Required task –
In the listing below, identify each line with the word "this" and return those lines.

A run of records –
++++++
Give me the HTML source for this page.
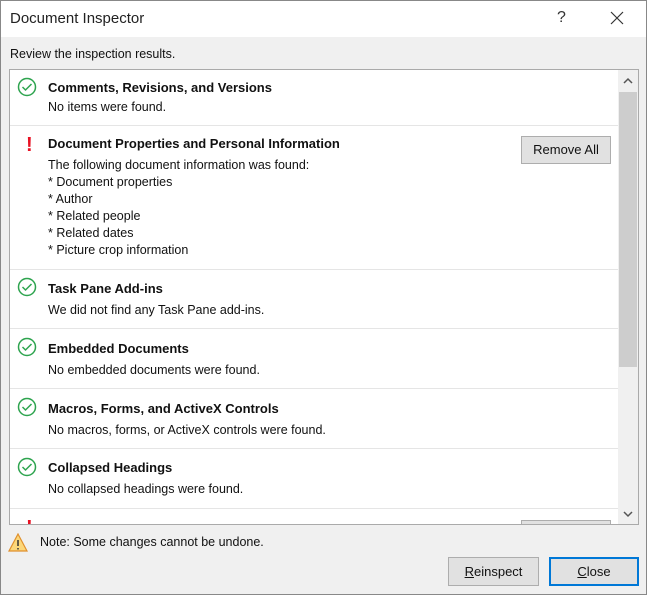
<!DOCTYPE html>
<html><head><style>
*{margin:0;padding:0;box-sizing:border-box}
body{width:647px;height:595px;background:#f0f0f0;font-family:"Liberation Sans",sans-serif;font-size:12.5px;color:#111;position:relative;overflow:hidden;border:1px solid #888}
.title{position:absolute;left:0;top:0;width:645px;height:36px;background:#fff}
.title span{position:absolute;left:9px;top:9px;font-size:15px;color:#222}
.q{position:absolute;left:556px;top:8px;font-size:16px;color:#333}
.x{position:absolute;left:608px;top:9px}
.lbl{position:absolute;left:9px;top:46px}
.list{position:absolute;left:8px;top:68px;width:630px;height:456px;background:#fff;border:1px solid #aaa;overflow:hidden}
.sb{position:absolute;right:0;top:0;width:20px;height:100%;background:#f0f0f0}
.thumb{position:absolute;left:1px;top:22px;width:18px;height:275px;background:#cdcdcd}
.row{position:absolute;left:0;width:608px;border-bottom:1px solid #e5e5e5}
.row b{position:absolute;left:38px;top:10px;font-size:13px}
.row p{position:absolute;left:38px;top:29px;line-height:17px}
.ic{position:absolute;left:7px;top:7px}
.ex{position:absolute;left:16px;top:8px;color:#e81123;font-size:20px;font-weight:bold}
.btn{position:absolute;background:#e1e1e1;border:1px solid #adadad;text-align:center;font-size:13px}
</style></head><body>
<div class="title"><span>Document Inspector</span><div class="q">?</div>
<svg class="x" width="16" height="16"><path d="M2 2L14 14M14 2L2 14" stroke="#333" stroke-width="1.2"/></svg></div>
<div class="lbl">Review the inspection results.</div>
<div class="list">
<div class="row" style="top:0;height:56px"><svg class="ic" width="20" height="20"><circle cx="10" cy="10" r="8.5" fill="none" stroke="#2ea44f" stroke-width="1.5"/><path d="M5.5 10l3 3 6-6" fill="none" stroke="#2ea44f" stroke-width="1.5"/></svg><b>Comments, Revisions, and Versions</b><p>No items were found.</p></div>
<div class="row" style="top:56px;height:144px"><div class="ex">!</div><b>Document Properties and Personal Information</b><p style="top:31px">The following document information was found:<br>* Document properties<br>* Author<br>* Related people<br>* Related dates<br>* Picture crop information</p>
<div class="btn" style="left:511px;top:10px;width:90px;height:28px;line-height:26px">Remove All</div></div>
<div class="row" style="top:200px;height:59px"><svg class="ic" width="20" height="20"><circle cx="10" cy="10" r="8.5" fill="none" stroke="#2ea44f" stroke-width="1.5"/><path d="M5.5 10l3 3 6-6" fill="none" stroke="#2ea44f" stroke-width="1.5"/></svg><b style="top:11px">Task Pane Add-ins</b><p style="top:32px">We did not find any Task Pane add-ins.</p></div>
<div class="row" style="top:259px;height:60px"><svg class="ic" width="20" height="20" style="top:8px"><circle cx="10" cy="10" r="8.5" fill="none" stroke="#2ea44f" stroke-width="1.5"/><path d="M5.5 10l3 3 6-6" fill="none" stroke="#2ea44f" stroke-width="1.5"/></svg><b style="top:12px">Embedded Documents</b><p style="top:33px">No embedded documents were found.</p></div>
<div class="row" style="top:319px;height:60px"><svg class="ic" width="20" height="20" style="top:8px"><circle cx="10" cy="10" r="8.5" fill="none" stroke="#2ea44f" stroke-width="1.5"/><path d="M5.5 10l3 3 6-6" fill="none" stroke="#2ea44f" stroke-width="1.5"/></svg><b style="top:12px">Macros, Forms, and ActiveX Controls</b><p style="top:33px">No macros, forms, or ActiveX controls were found.</p></div>
<div class="row" style="top:379px;height:60px"><svg class="ic" width="20" height="20" style="top:8px"><circle cx="10" cy="10" r="8.5" fill="none" stroke="#2ea44f" stroke-width="1.5"/><path d="M5.5 10l3 3 6-6" fill="none" stroke="#2ea44f" stroke-width="1.5"/></svg><b style="top:11px">Collapsed Headings</b><p style="top:32px">No collapsed headings were found.</p></div>
<div class="row" style="top:439px;height:60px;border:none"><div class="ex">!</div><b style="top:13px">Custom XML Data</b>
<div class="btn" style="left:511px;top:11px;width:90px;height:28px"></div></div>
<div class="sb"><svg style="position:absolute;left:5px;top:7px" width="10" height="8"><path d="M1 6l4-4 4 4" fill="none" stroke="#555" stroke-width="1.5"/></svg><div class="thumb"></div>
<svg style="position:absolute;left:5px;top:440px" width="10" height="8"><path d="M1 2l4 4 4-4" fill="none" stroke="#555" stroke-width="1.5"/></svg></div>
</div>
<svg style="position:absolute;left:7px;top:532px" width="20" height="19"><path d="M10 1L19 18H1Z" fill="#fcd77a" stroke="#e0902c" stroke-width="1.2"/><path d="M10 7v6M10 15v1.5" stroke="#333" stroke-width="1.5"/></svg>
<div style="position:absolute;left:39px;top:534px">Note: Some changes cannot be undone.</div>
<div class="btn" style="left:447px;top:556px;width:91px;height:29px;line-height:27px"><u>R</u>einspect</div>
<div class="btn" style="left:548px;top:556px;width:90px;height:29px;line-height:25px;border:2px solid #0078d7"><u>C</u>lose</div>
</body></html>
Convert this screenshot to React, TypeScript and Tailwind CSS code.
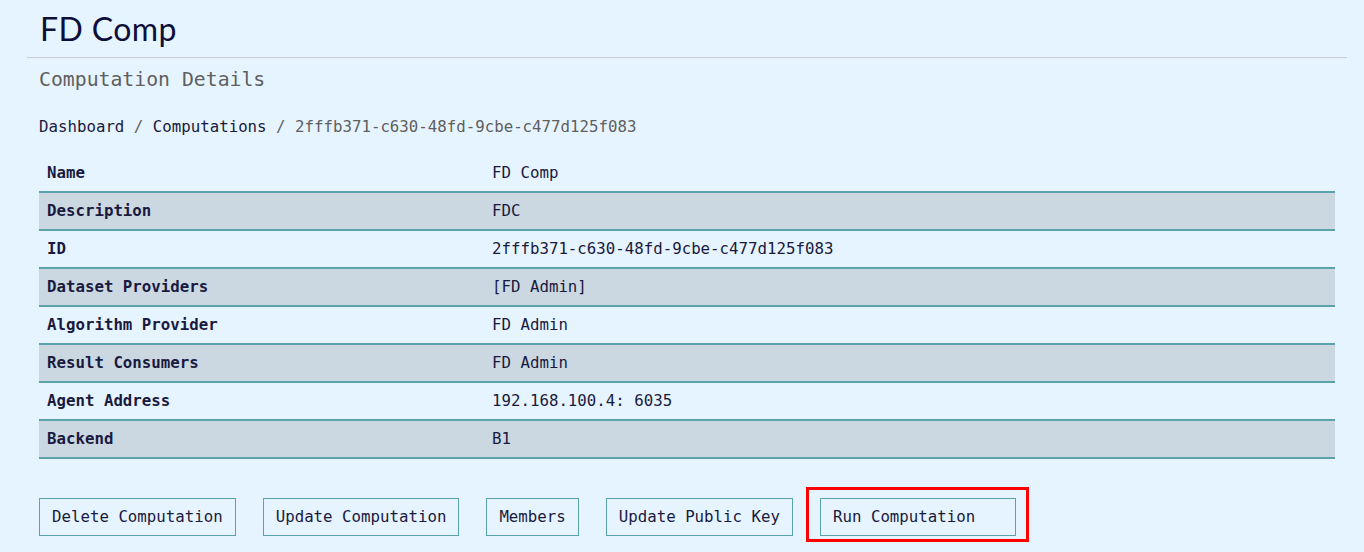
import React from 'react';

const rows: [string, string][] = [
  ['Name', 'FD Comp'],
  ['Description', 'FDC'],
  ['ID', '2fffb371-c630-48fd-9cbe-c477d125f083'],
  ['Dataset Providers', '[FD Admin]'],
  ['Algorithm Provider', 'FD Admin'],
  ['Result Consumers', 'FD Admin'],
  ['Agent Address', '192.168.100.4: 6035'],
  ['Backend', 'B1'],
];

const mono = "font-['DejaVu_Sans_Mono','Liberation_Mono',monospace]";

function ActionButton({ label, wide }: { label: string; wide?: boolean }) {
  return (
    <button
      className={`h-[38px] border border-[#5aa3ad] bg-transparent text-[15.75px] text-[#1a1a40] text-left px-3 ${wide ? 'w-[196px]' : ''}`}
    >
      {label}
    </button>
  );
}

export default function App() {
  return (
    <div className={`min-h-screen w-full bg-[#e6f4ff] ${mono}`}>
      <div className="h-[57px] flex items-center pl-[40px]">
        <h1 className="font-['Lato','Open_Sans',sans-serif] text-[32px] tracking-[0.4px] text-[#0e0e3a] leading-none">FD Comp</h1>
      </div>
      <div className="ml-[27px] mr-[17px] border-t border-[#c8ccd1]" />

      <div className="px-[39px]">
        <h2 className="mt-[8px] text-[19.8px] leading-[28px] text-[#5f5f5f]">Computation Details</h2>

        <div className="mt-[21px] text-[15.75px] leading-[24px] text-[#5f5f5f]">
          <span className="text-[#1a1a40]">Dashboard</span>
          <span> / </span>
          <span className="text-[#1a1a40]">Computations</span>
          <span> / </span>
          <span>2fffb371-c630-48fd-9cbe-c477d125f083</span>
        </div>

        <table className="mt-[15px] w-[1296px] border-collapse text-[15.75px] text-[#1a1a40]">
          <tbody>
            {rows.map(([k, v], i) => (
              <tr
                key={k}
                className={`h-[38px] border-b-2 border-[#5aa3ad] ${i % 2 === 1 ? 'bg-[#cbd8e1]' : ''}`}
              >
                <td className="w-[445px] pl-2 font-bold">{k}</td>
                <td className="pl-2">{v}</td>
              </tr>
            ))}
          </tbody>
        </table>

        <div className="mt-[39px] flex items-center gap-[27px]">
          <ActionButton label="Delete Computation" />
          <ActionButton label="Update Computation" />
          <ActionButton label="Members" />
          <ActionButton label="Update Public Key" />
          <div className="relative">
            <ActionButton label="Run Computation" wide />
            <div className="absolute left-[-14px] right-[-13px] top-[-11px] bottom-[-6px] border-[3px] border-[#ff0000] pointer-events-none" />
          </div>
        </div>
      </div>
    </div>
  );
}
++++++
Full answer –
Give me the HTML source for this page.
Convert this screenshot to React, TypeScript and Tailwind CSS code.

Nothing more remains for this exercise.